What is being asked
Gather up every line from the entries below that uses the word "this".

(Web page code records)
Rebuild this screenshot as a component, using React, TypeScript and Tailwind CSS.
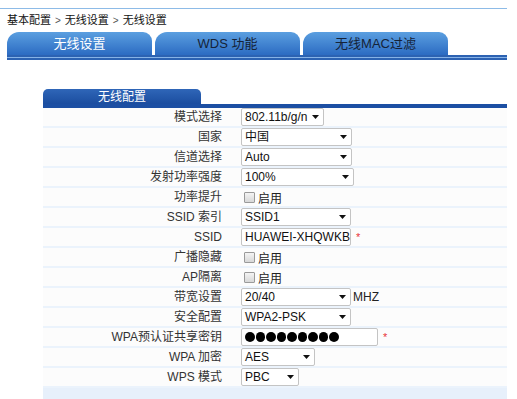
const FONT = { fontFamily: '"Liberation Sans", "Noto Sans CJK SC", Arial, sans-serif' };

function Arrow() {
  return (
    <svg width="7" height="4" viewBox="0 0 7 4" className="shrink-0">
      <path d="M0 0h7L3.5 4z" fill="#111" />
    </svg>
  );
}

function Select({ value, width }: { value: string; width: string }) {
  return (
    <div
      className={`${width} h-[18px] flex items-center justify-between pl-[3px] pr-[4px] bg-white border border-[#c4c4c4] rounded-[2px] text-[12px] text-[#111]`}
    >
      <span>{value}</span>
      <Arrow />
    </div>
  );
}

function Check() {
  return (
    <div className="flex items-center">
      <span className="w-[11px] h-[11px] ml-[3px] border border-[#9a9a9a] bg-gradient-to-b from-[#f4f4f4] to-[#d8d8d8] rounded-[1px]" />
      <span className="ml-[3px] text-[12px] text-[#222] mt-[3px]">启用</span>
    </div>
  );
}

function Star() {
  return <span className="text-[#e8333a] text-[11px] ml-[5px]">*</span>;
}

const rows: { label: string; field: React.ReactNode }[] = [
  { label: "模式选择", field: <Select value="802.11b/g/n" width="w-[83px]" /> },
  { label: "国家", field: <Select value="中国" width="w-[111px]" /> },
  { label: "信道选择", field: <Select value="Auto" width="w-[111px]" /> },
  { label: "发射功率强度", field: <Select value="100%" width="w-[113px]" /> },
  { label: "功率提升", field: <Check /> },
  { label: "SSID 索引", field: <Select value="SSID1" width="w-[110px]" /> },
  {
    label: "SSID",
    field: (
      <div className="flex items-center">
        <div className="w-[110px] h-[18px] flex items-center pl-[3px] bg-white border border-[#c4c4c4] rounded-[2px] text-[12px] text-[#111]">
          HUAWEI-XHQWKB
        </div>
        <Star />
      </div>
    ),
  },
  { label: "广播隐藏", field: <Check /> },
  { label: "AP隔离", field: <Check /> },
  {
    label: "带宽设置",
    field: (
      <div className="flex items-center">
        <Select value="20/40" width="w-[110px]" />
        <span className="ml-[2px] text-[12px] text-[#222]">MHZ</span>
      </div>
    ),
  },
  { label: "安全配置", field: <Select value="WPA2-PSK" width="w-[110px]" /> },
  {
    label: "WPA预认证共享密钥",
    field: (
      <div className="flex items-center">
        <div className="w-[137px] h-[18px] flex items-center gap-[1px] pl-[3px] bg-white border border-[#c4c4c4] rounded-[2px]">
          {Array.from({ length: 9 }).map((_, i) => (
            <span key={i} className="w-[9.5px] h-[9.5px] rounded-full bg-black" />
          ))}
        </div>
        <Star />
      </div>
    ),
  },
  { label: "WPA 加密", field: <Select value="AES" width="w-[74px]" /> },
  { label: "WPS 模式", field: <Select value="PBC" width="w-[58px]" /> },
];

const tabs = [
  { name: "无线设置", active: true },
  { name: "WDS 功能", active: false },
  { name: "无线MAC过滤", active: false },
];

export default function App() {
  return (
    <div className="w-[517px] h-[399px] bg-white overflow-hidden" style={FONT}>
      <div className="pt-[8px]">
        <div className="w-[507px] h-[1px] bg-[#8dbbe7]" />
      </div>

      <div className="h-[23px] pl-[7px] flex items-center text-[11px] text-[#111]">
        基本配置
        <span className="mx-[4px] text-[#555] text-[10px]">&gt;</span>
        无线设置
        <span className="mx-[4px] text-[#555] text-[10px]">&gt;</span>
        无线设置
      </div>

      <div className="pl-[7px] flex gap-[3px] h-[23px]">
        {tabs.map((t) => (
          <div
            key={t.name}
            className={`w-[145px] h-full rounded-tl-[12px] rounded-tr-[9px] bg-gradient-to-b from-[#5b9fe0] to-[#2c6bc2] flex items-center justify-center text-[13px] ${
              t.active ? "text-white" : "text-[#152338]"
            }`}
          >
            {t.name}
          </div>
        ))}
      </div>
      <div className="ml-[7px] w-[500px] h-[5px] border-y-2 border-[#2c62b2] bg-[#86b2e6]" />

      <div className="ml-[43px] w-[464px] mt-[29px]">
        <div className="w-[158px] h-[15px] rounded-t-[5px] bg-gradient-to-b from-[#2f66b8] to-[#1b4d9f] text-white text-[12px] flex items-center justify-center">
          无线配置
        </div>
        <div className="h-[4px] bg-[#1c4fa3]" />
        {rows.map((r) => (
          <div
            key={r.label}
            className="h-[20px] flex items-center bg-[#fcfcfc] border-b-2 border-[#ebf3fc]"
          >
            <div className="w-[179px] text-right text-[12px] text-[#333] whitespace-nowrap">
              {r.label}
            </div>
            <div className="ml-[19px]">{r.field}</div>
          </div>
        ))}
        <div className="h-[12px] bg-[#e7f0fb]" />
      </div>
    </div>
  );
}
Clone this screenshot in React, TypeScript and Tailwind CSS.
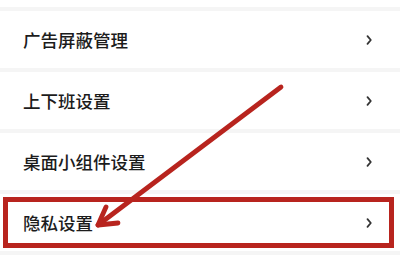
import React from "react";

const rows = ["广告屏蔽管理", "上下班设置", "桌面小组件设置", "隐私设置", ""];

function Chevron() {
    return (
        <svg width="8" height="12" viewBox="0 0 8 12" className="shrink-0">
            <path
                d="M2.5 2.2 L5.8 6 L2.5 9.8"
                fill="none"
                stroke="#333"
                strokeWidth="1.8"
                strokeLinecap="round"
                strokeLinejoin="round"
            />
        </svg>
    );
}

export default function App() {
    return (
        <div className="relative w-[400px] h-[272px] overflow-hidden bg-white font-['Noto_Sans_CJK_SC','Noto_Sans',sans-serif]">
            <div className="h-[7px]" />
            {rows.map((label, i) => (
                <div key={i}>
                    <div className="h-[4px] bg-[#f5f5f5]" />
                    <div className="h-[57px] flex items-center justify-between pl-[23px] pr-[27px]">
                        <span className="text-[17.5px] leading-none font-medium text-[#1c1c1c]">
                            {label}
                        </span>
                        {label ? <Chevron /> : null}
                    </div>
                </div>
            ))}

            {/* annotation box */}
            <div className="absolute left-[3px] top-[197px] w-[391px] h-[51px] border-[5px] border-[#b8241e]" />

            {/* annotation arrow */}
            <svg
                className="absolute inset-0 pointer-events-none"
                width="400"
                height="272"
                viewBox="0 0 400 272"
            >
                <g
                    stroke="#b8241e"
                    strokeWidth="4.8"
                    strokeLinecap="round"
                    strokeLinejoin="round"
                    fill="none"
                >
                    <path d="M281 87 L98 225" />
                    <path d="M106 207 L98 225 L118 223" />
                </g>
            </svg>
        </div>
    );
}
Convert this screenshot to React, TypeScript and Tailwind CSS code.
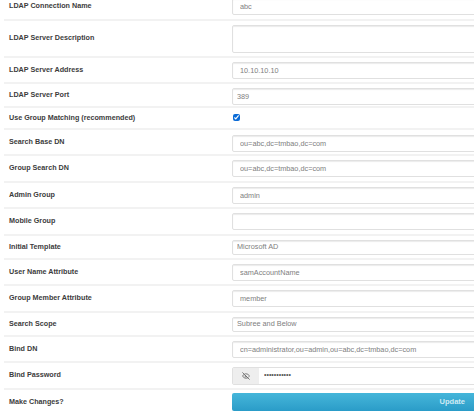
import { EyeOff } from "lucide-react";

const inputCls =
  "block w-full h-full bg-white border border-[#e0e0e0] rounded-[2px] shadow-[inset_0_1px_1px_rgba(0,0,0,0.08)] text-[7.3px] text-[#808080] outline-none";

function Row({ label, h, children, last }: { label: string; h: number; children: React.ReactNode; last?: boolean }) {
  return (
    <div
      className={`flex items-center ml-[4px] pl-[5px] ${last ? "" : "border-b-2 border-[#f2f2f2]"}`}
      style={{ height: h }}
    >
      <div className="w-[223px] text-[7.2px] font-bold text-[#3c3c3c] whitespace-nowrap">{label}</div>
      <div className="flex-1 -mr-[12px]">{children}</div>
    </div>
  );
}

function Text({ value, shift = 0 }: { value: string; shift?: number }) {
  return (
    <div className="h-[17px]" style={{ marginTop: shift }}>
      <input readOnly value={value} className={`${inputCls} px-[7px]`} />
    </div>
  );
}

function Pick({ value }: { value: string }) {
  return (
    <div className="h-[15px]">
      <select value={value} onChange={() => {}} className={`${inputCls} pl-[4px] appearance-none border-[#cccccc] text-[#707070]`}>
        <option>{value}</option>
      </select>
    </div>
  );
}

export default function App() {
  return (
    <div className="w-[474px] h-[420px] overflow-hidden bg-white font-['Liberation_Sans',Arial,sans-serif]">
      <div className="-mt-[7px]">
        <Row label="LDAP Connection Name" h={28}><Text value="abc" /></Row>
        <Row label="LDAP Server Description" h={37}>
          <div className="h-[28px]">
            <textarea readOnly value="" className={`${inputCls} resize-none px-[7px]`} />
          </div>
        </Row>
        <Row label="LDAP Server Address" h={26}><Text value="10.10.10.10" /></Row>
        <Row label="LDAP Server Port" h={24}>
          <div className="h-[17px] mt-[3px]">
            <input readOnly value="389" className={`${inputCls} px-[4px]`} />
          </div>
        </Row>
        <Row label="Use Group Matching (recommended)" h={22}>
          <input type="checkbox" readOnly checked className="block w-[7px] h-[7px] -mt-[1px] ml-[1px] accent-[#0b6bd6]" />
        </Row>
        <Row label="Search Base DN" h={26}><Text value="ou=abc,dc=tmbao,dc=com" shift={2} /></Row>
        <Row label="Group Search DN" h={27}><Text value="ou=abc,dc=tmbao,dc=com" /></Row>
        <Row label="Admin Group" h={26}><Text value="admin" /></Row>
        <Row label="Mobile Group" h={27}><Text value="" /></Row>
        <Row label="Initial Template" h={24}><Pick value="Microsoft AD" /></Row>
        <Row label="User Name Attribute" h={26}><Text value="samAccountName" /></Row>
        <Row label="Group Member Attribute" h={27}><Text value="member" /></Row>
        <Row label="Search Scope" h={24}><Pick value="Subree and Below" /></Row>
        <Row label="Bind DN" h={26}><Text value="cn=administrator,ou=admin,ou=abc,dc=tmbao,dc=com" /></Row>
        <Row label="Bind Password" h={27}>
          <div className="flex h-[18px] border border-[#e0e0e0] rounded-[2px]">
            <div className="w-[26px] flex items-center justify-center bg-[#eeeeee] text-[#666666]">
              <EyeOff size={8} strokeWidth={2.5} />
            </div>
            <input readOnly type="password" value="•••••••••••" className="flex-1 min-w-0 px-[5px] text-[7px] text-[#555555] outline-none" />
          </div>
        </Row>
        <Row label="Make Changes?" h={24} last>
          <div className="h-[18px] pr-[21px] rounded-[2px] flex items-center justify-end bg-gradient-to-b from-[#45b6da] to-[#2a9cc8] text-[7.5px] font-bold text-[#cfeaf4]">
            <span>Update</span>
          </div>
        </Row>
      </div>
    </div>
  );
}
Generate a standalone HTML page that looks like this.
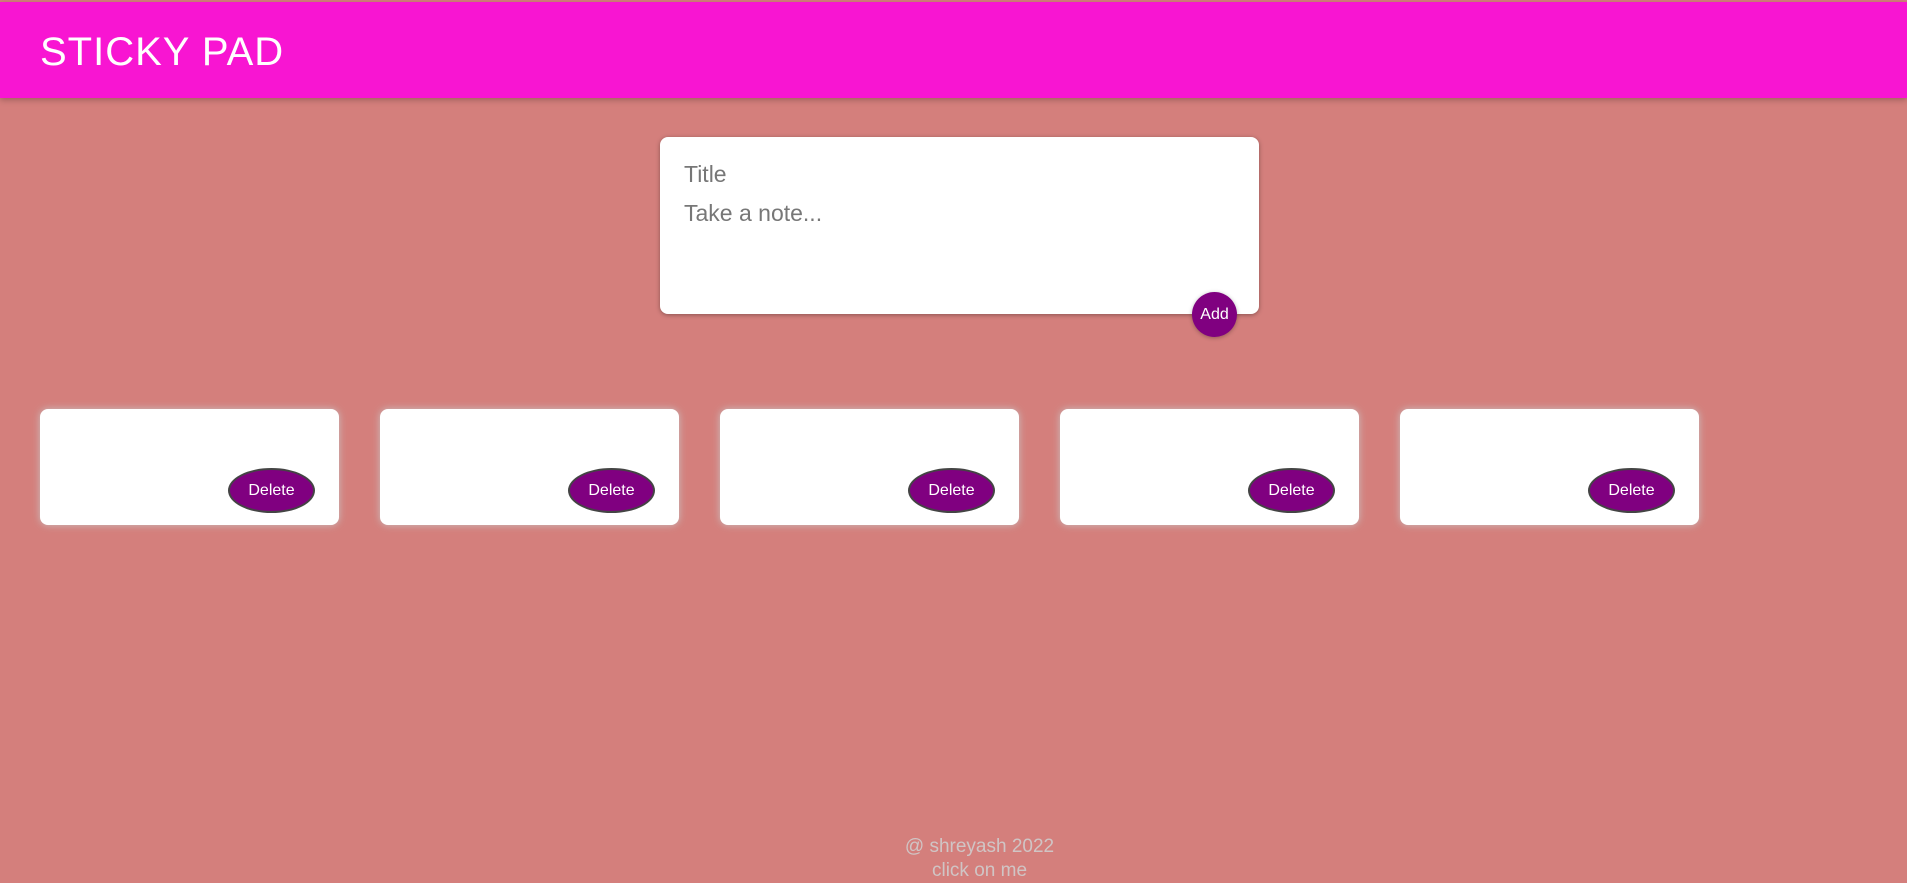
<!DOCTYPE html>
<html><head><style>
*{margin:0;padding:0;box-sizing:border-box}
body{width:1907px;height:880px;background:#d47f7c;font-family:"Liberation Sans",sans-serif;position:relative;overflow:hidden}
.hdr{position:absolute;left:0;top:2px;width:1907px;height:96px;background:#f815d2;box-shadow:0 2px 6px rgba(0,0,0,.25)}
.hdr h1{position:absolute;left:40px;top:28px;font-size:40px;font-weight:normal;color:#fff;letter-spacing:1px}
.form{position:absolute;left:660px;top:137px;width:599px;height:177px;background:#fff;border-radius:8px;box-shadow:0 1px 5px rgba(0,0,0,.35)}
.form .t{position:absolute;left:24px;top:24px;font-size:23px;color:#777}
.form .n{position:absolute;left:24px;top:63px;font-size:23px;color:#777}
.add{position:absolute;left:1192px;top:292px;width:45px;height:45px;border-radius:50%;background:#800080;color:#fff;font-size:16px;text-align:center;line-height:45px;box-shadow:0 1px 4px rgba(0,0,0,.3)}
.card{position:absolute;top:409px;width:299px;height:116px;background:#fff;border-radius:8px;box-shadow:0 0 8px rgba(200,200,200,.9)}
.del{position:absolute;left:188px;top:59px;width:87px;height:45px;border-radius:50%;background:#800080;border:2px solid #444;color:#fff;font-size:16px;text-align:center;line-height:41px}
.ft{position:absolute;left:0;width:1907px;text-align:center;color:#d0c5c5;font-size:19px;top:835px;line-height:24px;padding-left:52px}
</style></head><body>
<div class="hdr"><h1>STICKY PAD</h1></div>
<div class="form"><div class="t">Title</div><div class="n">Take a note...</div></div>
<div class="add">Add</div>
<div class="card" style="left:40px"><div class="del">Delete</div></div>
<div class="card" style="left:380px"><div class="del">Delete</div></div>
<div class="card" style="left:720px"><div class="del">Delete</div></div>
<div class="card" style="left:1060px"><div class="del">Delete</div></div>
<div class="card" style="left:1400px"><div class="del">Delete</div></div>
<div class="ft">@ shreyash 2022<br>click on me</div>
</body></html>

Reply
Rebuild this screenshot as a component, using React, TypeScript and Tailwind CSS.
Clone this screenshot in React, TypeScript and Tailwind CSS.
Convert this screenshot to React, TypeScript and Tailwind CSS code.
Generate a standalone HTML page that looks like this.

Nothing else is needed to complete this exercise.